--- begin EXTRACTED RECORDS ---

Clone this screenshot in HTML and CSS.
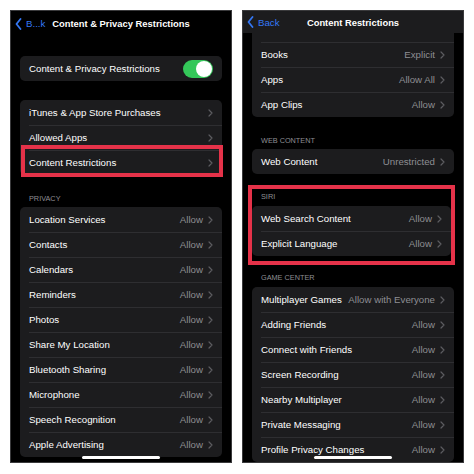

--- end EXTRACTED RECORDS ---
--- begin EXTRACTED RECORDS ---

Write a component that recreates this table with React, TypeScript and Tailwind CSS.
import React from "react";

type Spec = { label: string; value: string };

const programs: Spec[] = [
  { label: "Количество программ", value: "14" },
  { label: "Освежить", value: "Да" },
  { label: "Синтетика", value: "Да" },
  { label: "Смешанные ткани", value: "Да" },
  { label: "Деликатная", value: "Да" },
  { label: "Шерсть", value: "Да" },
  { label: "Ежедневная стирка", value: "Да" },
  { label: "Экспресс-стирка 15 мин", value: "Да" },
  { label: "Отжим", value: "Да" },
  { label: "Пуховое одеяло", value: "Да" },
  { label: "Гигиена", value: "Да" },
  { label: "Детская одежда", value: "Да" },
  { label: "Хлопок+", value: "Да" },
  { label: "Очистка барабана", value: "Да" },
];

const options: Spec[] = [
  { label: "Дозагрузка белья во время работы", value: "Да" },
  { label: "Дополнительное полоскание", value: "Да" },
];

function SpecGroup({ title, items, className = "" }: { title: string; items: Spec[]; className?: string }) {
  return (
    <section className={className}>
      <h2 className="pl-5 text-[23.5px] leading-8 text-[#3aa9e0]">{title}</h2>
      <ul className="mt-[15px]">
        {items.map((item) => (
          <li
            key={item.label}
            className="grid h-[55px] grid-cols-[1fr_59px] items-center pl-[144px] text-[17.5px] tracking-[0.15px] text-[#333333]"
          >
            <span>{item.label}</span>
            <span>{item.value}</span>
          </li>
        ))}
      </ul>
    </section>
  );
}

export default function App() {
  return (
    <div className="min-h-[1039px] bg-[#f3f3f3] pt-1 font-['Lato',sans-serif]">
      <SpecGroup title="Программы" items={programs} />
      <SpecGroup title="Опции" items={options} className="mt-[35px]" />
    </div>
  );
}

--- end EXTRACTED RECORDS ---

*SET TASK:* Work out how many lines of the data above contain the string "React" and give the number alone.

*SOLUTION TO THE EXERCISE:* 2